As noted above, the 1981 preemption provision would preempt “all local government regulations relating to sales and possession of aerosol containers of paint larger than six ounces . . . ." (Stats. 1981, ch. 1125, § 2, p. 4405.) Los Angeles Municipal Code section 47.11, requires retailers to display aerosol paint containers in such a way that customers may view the merchandise, but may not gain access to it without the assistance of an employee of the retailer. (See maj. opn., ante, at p. 901, fn. 4.) As the majority opinion explains, local officials believed these additional regulations were necessary because the grafitti problem was continuing unabated in Los Angeles, and thus “supplemental local deterrents to the availability for use of aerosol containers of paint ... are needed . . . (See, ante, at pp. 901-902 [quoting the preamble to the local ordinance].) It is beyond question that these “supplemental local deterrents” relate to “possession” of cans of spray paint.

To the extent the local ordinance affects paint canisters of more than six ounces, it clearly “relat[es] to sales and possession of aerosol containers of paint. . . .’’It follows that Los Angeles Municipal Code section 47.11 is preempted by section 594.1.

Ill

In sum, I would uphold the Legislature’s clear and explicit intent to preempt local regulations relating to the sales and possession of aerosol paint containers, and conclude that Los Angeles Municipal Code section 47.11 is preempted by state law. Of course, the Legislature remains free to modify section 594.1 to further clarify whether it intends to permit local regulation such as Los Angeles Municipal Code section 47.11. Because the majority opinion finds the local ordinance is not preempted, however, I respectfully dissent.

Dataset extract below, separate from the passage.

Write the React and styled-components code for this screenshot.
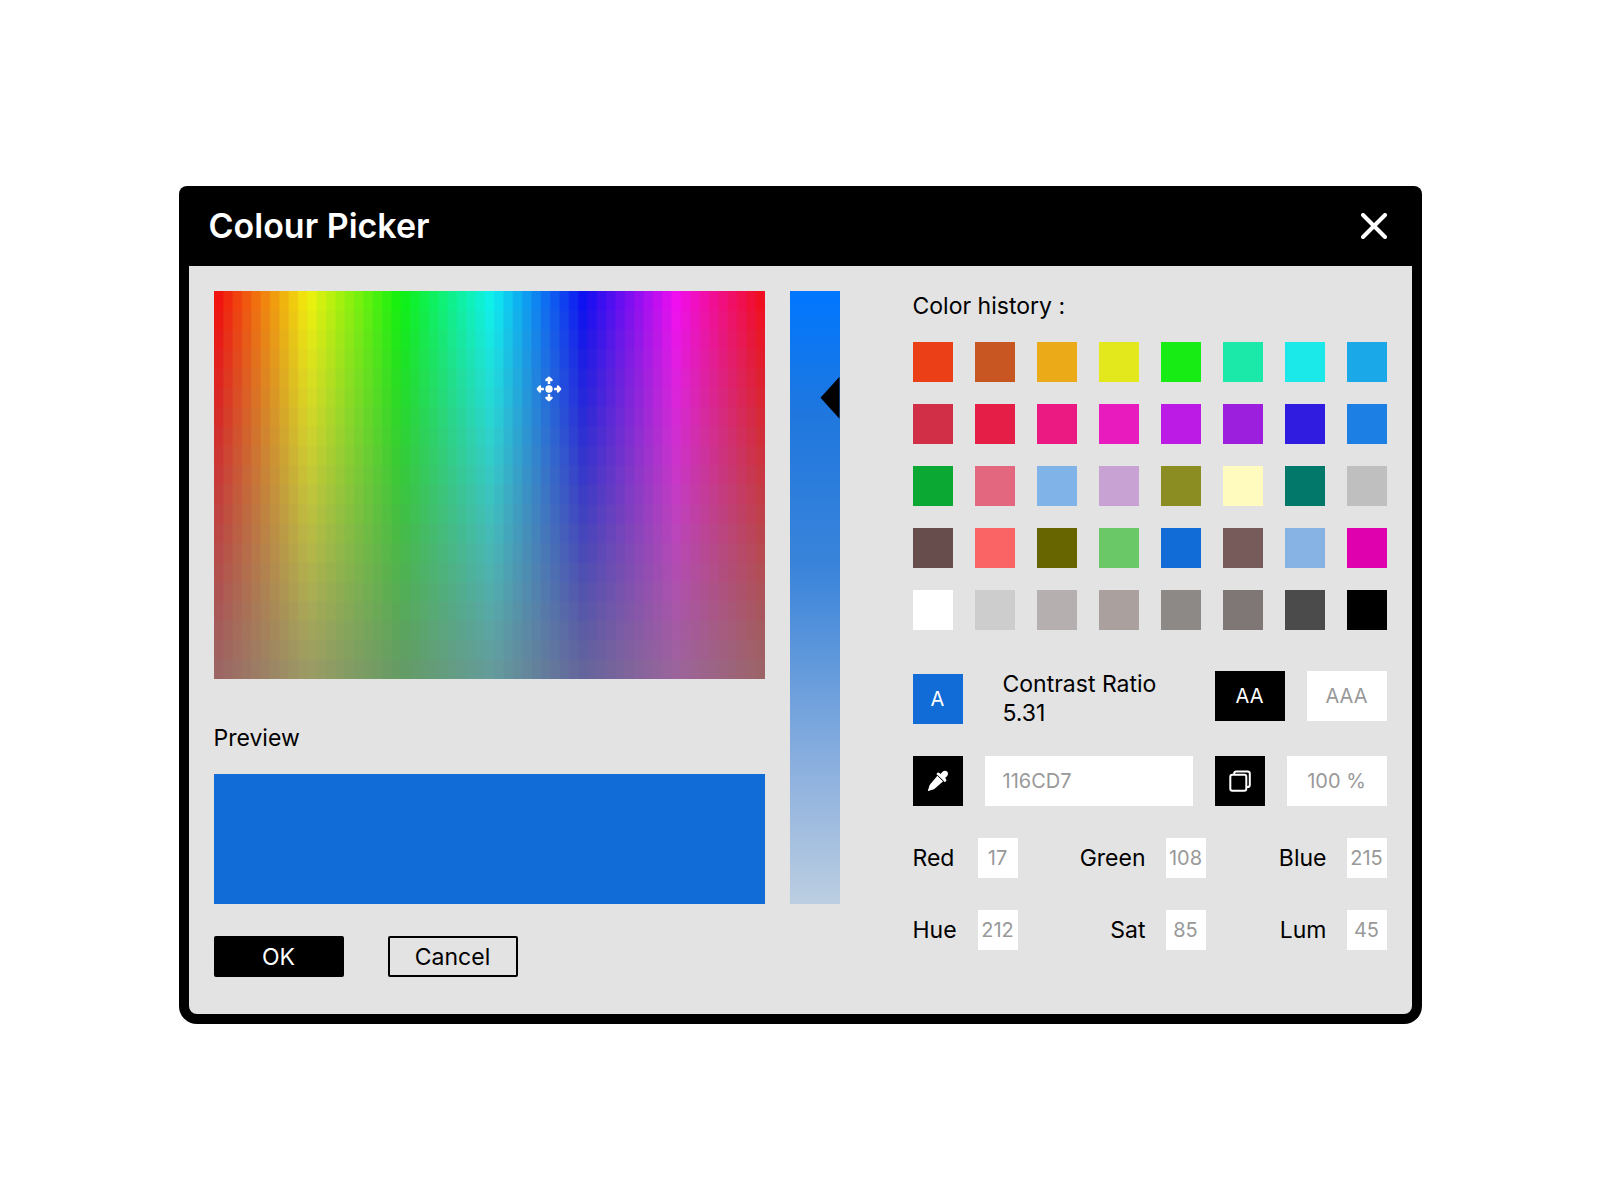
// Libraries
import React, { useState } from 'react';
import styled, { createGlobalStyle } from 'styled-components';

const HISTORY = [
  '#eb4017', '#c85623', '#ebaa17', '#e2e81b', '#17ed15', '#1be9a9', '#1be8e8', '#1ba8e8',
  '#d12f47', '#e41e46', '#ea1a82', '#e81bbe', '#bb1be4', '#9b1fdc', '#301be1', '#1b7fe4',
  '#0ba834', '#e3687f', '#80b4e9', '#c9a2d4', '#8b8d23', '#fffbbf', '#02786b', '#bfbfbf',
  '#674e4c', '#fa6464', '#666500', '#6bc866', '#116cd7', '#775a5a', '#86b3e4', '#df00ae',
  '#ffffff', '#cdcdcd', '#b5afaf', '#aaa09e', '#8c8987', '#7e7776', '#4b4b4b', '#000000',
];

const COLUMNS = 59;
const ROWS = 20;

// Builds a linear-gradient made of bands with slightly soft edges
const bands = (direction, count, colorAt) => {
  const stops = Array.from({ length: count }, (_, i) => {
    const from = (((i + 0.1) / count) * 100).toFixed(3);
    const to = (((i + 0.9) / count) * 100).toFixed(3);
    return `${colorAt((i + 0.2) / count)} ${from}% ${to}%`;
  });
  return `linear-gradient(${direction}, ${stops.join(', ')})`;
};

const hueBands = bands('to right', COLUMNS, (t) => `hsl(${t * 360}, 100%, 50%)`);
const greyBands = bands(
  'to bottom',
  ROWS,
  (t) => `rgba(128, 128, 128, ${(0.11 + t * 0.7).toFixed(3)})`
);

const App = () => {
  const [color, setColor] = useState('#116cd7');
  const [level, setLevel] = useState(15);
  const [values, setValues] = useState({
    hex: '116CD7',
    opacity: '100 %',
    red: '17',
    green: '108',
    blue: '215',
    hue: '212',
    sat: '85',
    lum: '45',
  });

  const handleChange = (e) => {
    setValues({ ...values, [e.target.name]: e.target.value });
  };

  const renderField = (name, label, align) => (
    <Field htmlFor={name} $align={align}>
      {label}
      <NumberInput
        id={name}
        name={name}
        type="text"
        value={values[name]}
        onChange={handleChange}
      />
    </Field>
  );

  return (
    <Page>
      <GlobalStyle />
      <Dialog role="dialog" aria-labelledby="title">
        <Header>
          <Title id="title">Colour Picker</Title>
          <CloseButton type="button" aria-label="Close">
            <svg width="26" height="26" viewBox="0 0 26 26">
              <path
                d="M2 2L24 24M24 2L2 24"
                stroke="#fff"
                strokeWidth="4"
                strokeLinecap="round"
              />
            </svg>
          </CloseButton>
        </Header>

        <Body>
          <Left>
            <Picker>
              <div>
                <Spectrum>
                  <Cursor viewBox="0 0 26 26" width="26" height="26">
                    <circle cx="13" cy="13" r="3.7" />
                    {[0, 90, 180, 270].map((angle) => (
                      <path
                        key={angle}
                        transform={`rotate(${angle} 13 13)`}
                        d="M13 0.6C13.6 0.6 16.8 3.2 16.8 4.2C16.8 5 15.6 5.4 14.3 5V7.4C14.3 8.2 11.7 8.2 11.7 7.4V5C10.4 5.4 9.2 5 9.2 4.2C9.2 3.2 12.4 0.6 13 0.6Z"
                      />
                    ))}
                  </Cursor>
                </Spectrum>
                <PreviewLabel>Preview</PreviewLabel>
                <Preview $color={color} />
              </div>
              <LevelSlider
                type="range"
                min="0"
                max="100"
                aria-label="Level"
                value={level}
                onChange={(e) => setLevel(Number(e.target.value))}
              />
            </Picker>
            <Actions>
              <ActionButton type="button" $primary>
                OK
              </ActionButton>
              <ActionButton type="button">Cancel</ActionButton>
            </Actions>
          </Left>

          <Right>
            <Heading>Color history :</Heading>
            <Swatches>
              {HISTORY.map((item) => (
                <Swatch
                  key={item}
                  type="button"
                  aria-label={item}
                  $color={item}
                  onClick={() => setColor(item)}
                />
              ))}
            </Swatches>

            <ContrastRow>
              <Sample $color={color}>A</Sample>
              <Ratio>
                Contrast Ratio
                <br />
                5.31
              </Ratio>
              <Levels>
                <LevelButton type="button" $active $width={70}>
                  AA
                </LevelButton>
                <LevelButton type="button" $width={80}>
                  AAA
                </LevelButton>
              </Levels>
            </ContrastRow>

            <ToolRow>
              <IconButton type="button" aria-label="Pick a color">
                <svg width="22" height="22" viewBox="0 0 22 22" fill="#fff">
                  <path d="M10.6 5.6L16.2 11.2L8.2 18.3C7 19.4 5.6 19.8 4.2 20.1L1.6 21C1.1 21.2 0.7 20.8 0.9 20.3L1.8 17.9C2.1 16.4 2.5 15 3.6 13.8Z" />
                  <path d="M9.9 3.3C10.7 2.4 11.7 2.4 12.5 3.1L13.5 3.9L15.8 1.6C17 0.5 18.9 0.5 20.1 1.6C21.3 2.8 21.3 4.7 20.2 5.9L18.2 8.1L18.9 8.9C19.6 9.7 19.6 10.7 18.7 11.5C18.1 12 17.5 12 16.9 11.5L9.9 4.7C9.5 4.2 9.5 3.7 9.9 3.3Z" />
                  <path d="M10.3 5.2L16.6 11.4" stroke="#000" />
                </svg>
              </IconButton>
              <HexInput
                name="hex"
                type="text"
                aria-label="Hex"
                value={values.hex}
                onChange={handleChange}
              />
              <IconButton type="button" aria-label="Copy">
                <svg
                  width="22"
                  height="22"
                  viewBox="0 0 22 22"
                  fill="none"
                  stroke="#fff"
                  strokeWidth="2"
                >
                  <rect x="1.3" y="4.7" width="16" height="16" rx="2" />
                  <path d="M5.2 4.5V3.6C5.2 2.3 6 1.4 7.3 1.4H18.6C19.9 1.4 20.8 2.3 20.8 3.6V15C20.8 16.3 19.9 17.1 18.6 17.1H17.5" />
                </svg>
              </IconButton>
              <OpacityInput
                name="opacity"
                type="text"
                aria-label="Opacity"
                value={values.opacity}
                onChange={handleChange}
              />
            </ToolRow>

            <Fields>
              {renderField('red', 'Red', 'space-between')}
              {renderField('green', 'Green')}
              {renderField('blue', 'Blue')}
              {renderField('hue', 'Hue', 'space-between')}
              {renderField('sat', 'Sat')}
              {renderField('lum', 'Lum')}
            </Fields>
          </Right>
        </Body>
      </Dialog>
    </Page>
  );
};

const GlobalStyle = createGlobalStyle`
  * {
    box-sizing: border-box;
  }

  body {
    margin: 0;
    background: #fff;
  }

  body, button, input {
    font-family: Inter, 'Liberation Sans', sans-serif;
  }

  button, input {
    margin: 0;
    padding: 0;
    border: 0;
    border-radius: 0;
  }

  button {
    cursor: pointer;
  }
`;

const Page = styled.main`
  padding: 186px 24px 24px;
`;

const Dialog = styled.section`
  max-width: 1243px;
  margin: 0 auto;
  padding: 0 10px 10px;
  background: #000;
  border-radius: 8px 8px 18px 18px;
`;

const Header = styled.header`
  display: flex;
  align-items: center;
  justify-content: space-between;
  height: 80px;
  padding: 0 25px 0 20px;
`;

const Title = styled.h1`
  margin: 0;
  color: #fff;
  font-size: 34px;
  font-weight: 600;
  line-height: 44px;
`;

const CloseButton = styled.button`
  display: flex;
  background: none;
`;

const Body = styled.div`
  display: grid;
  grid-template-columns: minmax(0, 1fr) 474px;
  column-gap: 73px;
  padding: 25px 25px 37px;
  background: #e3e3e3;
  border-radius: 0 0 8px 8px;
`;

const Left = styled.div`
  display: flex;
  flex-direction: column;
  gap: 32px;
`;

const Picker = styled.div`
  display: grid;
  grid-template-columns: minmax(0, 1fr) 50px;
  gap: 25px;
`;

const Spectrum = styled.div`
  position: relative;
  height: 388px;
  background: ${greyBands}, ${hueBands};
`;

const Cursor = styled.svg`
  position: absolute;
  top: 22%;
  left: 58.5%;
  fill: #fff;
  cursor: move;
`;

const Heading = styled.h2`
  margin: 0;
  color: #000;
  font-size: 23px;
  font-weight: 400;
  line-height: 30px;
`;

const PreviewLabel = styled(Heading)`
  margin: 44px 0 21px;
`;

const Preview = styled.div`
  height: 130px;
  background: ${({ $color }) => $color};
`;

const LevelSlider = styled.input`
  appearance: none;
  writing-mode: vertical-lr;
  width: 50px;
  height: 100%;
  background: linear-gradient(
    #0077ff,
    #1f77de 20%,
    #3a84da 45%,
    #8cb0de 78%,
    #bccee1
  );

  &::-webkit-slider-thumb {
    appearance: none;
    width: 50px;
    height: 42px;
    background: #000;
    clip-path: polygon(31px 50%, 100% 0, 100% 100%);
  }
`;

const Actions = styled.div`
  display: flex;
  gap: 44px;
`;

const ActionButton = styled.button`
  width: 130px;
  height: 41px;
  border: 2px solid #000;
  border-radius: 2px;
  background: ${({ $primary }) => ($primary ? '#000' : 'transparent')};
  color: ${({ $primary }) => ($primary ? '#fff' : '#000')};
  font-size: 23px;
  line-height: 30px;
`;

const Right = styled.div`
  display: flex;
  flex-direction: column;
`;

const Swatches = styled.div`
  display: grid;
  grid-template-columns: repeat(8, 40px);
  gap: 22px;
  margin-top: 21px;
`;

const Swatch = styled.button`
  height: 40px;
  background: ${({ $color }) => $color};
`;

const ContrastRow = styled.div`
  display: flex;
  align-items: center;
  margin-top: 40px;
`;

const Sample = styled.div`
  display: flex;
  align-items: center;
  justify-content: center;
  width: 50px;
  height: 50px;
  background: ${({ $color }) => $color};
  color: #fff;
  font-size: 20px;
`;

const Ratio = styled.p`
  margin: 0 0 0 40px;
  font-size: 23px;
  line-height: 29px;
`;

const Levels = styled.div`
  display: flex;
  align-self: flex-start;
  gap: 22px;
  margin-left: auto;
  padding-top: 1px;
`;

const LevelButton = styled.button`
  width: ${({ $width }) => $width}px;
  height: 50px;
  background: ${({ $active }) => ($active ? '#000' : '#fff')};
  color: ${({ $active }) => ($active ? '#fff' : '#999')};
  font-size: 20px;
`;

const ToolRow = styled.div`
  display: flex;
  gap: 22px;
  margin-top: 28px;
`;

const IconButton = styled.button`
  display: flex;
  align-items: center;
  justify-content: center;
  width: 50px;
  height: 50px;
  background: #000;
`;

const TextInput = styled.input`
  min-width: 0;
  background: #fff;
  color: #999;
  font-size: 20px;
`;

const HexInput = styled(TextInput)`
  flex: 1;
  padding-left: 18px;
`;

const OpacityInput = styled(TextInput)`
  width: 100px;
  text-align: center;
`;

const NumberInput = styled(TextInput)`
  width: 40px;
  height: 40px;
  text-align: center;
`;

const Fields = styled.div`
  display: grid;
  grid-template-columns: 105fr 188fr 181fr;
  row-gap: 32px;
  margin-top: 32px;
`;

const Field = styled.label`
  display: flex;
  align-items: center;
  justify-content: ${({ $align }) => $align || 'flex-end'};
  gap: 20px;
  font-size: 23px;
  line-height: 29px;
`;

export default App;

Moreover, it is not significant that the preemption provision of the 1981 act was uncodified, whereas the Legislature codified section 594.5. “The codes of this state . . . have no higher sanctity than any other statute regularly passed by the [Legislature.” (County of Los Angeles v. Payne (1937) 8 Cal.2d 563, 574 [66 P.2d 658]; see Crespin v. Kizer (1990) 226 Cal.App.3d 498, 510, fn. 8 [276 Cal.Rptr. 571].)